Switches, buttons, and channels
There are ten toggle switches in total — six on the front face flanking the gimbals, plus another four mounted along the top edge of the controller where my fingers naturally rest. On top of those, a tidy 2×3 array of chunky orange momentary buttons sits in the lower-left of the faceplate. Together that’s a genuinely generous spread of physical inputs to assign — arm/disarm, flight modes, buzzer, VTX settings, camera triggers, you name it.
Mapping all of that in firmware is half the fun. Because the logic is mine, a single switch can do something simple like a 2-position channel, or something clever like cycling through a menu — and with ten toggles plus six buttons, I’m not going to run out of channels any time soon.
The RF link: ExpressLRS for serious range
Sticks and switches mean nothing if the signal can’t reach the aircraft, so the radio talks to the world through an ELRS (ExpressLRS) module. ELRS has earned its reputation for a reason — extremely low latency, rock-solid link recovery, and the kind of long range that lets you push out confidently. The ESP32 feeds it the channel data, and ELRS handles getting that data to the model cleanly and reliably.
Eyes-on telemetry: the 2.25″ TFT
Right on the face of the controller sits a small 2.25-inch full-colour TFT display. This is the radio’s at-a-glance dashboard — link quality, battery voltage, active model, switch states, telemetry coming back from the craft, and whatever else I decide matters in the moment. No phone, no companion app, no guessing. The information lives where my eyes already are.
The other brain: a RubyFPV HD ground station
Here’s where the BERT RC Controller stops being “just a radio.” That large screen dominating the centre of the unit is a serious piece of glass, and behind it is a completely separate video system running RubyFPV on a Raspberry Pi 4B (2GB).
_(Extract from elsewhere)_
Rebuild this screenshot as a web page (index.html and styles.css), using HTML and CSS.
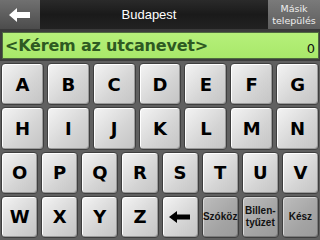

For the video link itself, I’m running two BL-M8812EU2 Wi-Fi modules. RubyFPV uses these in a way that gives you genuinely high-quality, long-range digital video — diversity reception across both adapters means a more robust feed and fewer dropouts as you get further out or fly behind obstacles. The result is an HD picture that holds up where analog would have turned to static.
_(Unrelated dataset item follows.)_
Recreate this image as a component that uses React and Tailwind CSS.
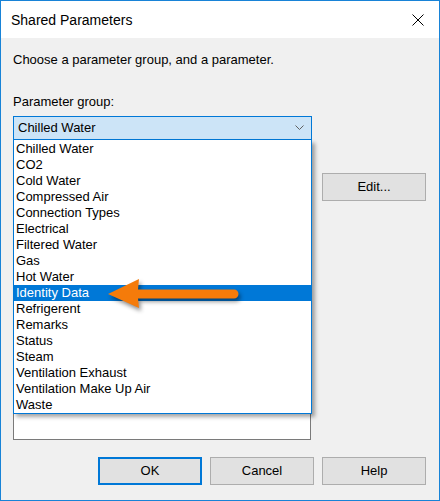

And that centre screen is no afterthought. It’s an original Tianma IPS panel — the same native touch assembly used in handhelds like the ROG Ally and MSI Claw — so the FPV feed gets a display worthy of it:
| Spec | Detail |
|---|---|
| Size | 7-inch IPS |
| Resolution | 1920 × 1080p (314 ppi) |
| Refresh rate | 120 Hz |
| Response time | 7 ms |
| Brightness | 500 nits |
| Contrast ratio | 1000:1 |
| Colour gamut | 100% sRGB |
| Aspect ratio | 16:9 |
| Touch | 10-point capacitive (original Tianma assembly) |
| Connectivity | Single-cable USB-C, mini-HDMI |
| Dimensions | ~167 × 109 × 9 mm |
| Weight | 194 g |
| Shell | CNC-machined aluminium alloy |
| Extras | Built-in speakers, volume/brightness scroll-wheel keys |
A 120 Hz, 1080p, 500-nit panel is overkill in the best possible way — bright enough to actually see in sunlight, fast enough that the feed feels live, and sharp enough to read OSD details at a glance.
The shell
All of it lives inside a two-tone 3D-printed enclosure — crisp white faceplate, black body and grips, with “BERT RC CONTROLLER” embossed proudly across the top. Designing the case is its own rabbit hole: gimbal mounts, switch cut-outs, the screen surround, ventilation, and grips that actually feel good after a long session. Seeing the printed shell come together with the electronics dropping into place is one of the most satisfying moments of any build.
What’s next
Right now you’re looking at the hardware taking shape. The real work — wiring it all up, writing the ESP32 firmware, getting the gimbals calibrated, bringing the RubyFPV ground station online, and tuning the whole thing into a controller I’d actually trust over my models — is just beginning.
I’ll be documenting every step: the schematics, the firmware, the 3D files, the wins and the inevitable head-scratchers. If you’ve ever wanted to build your own radio instead of buying one off the shelf, this series is for you.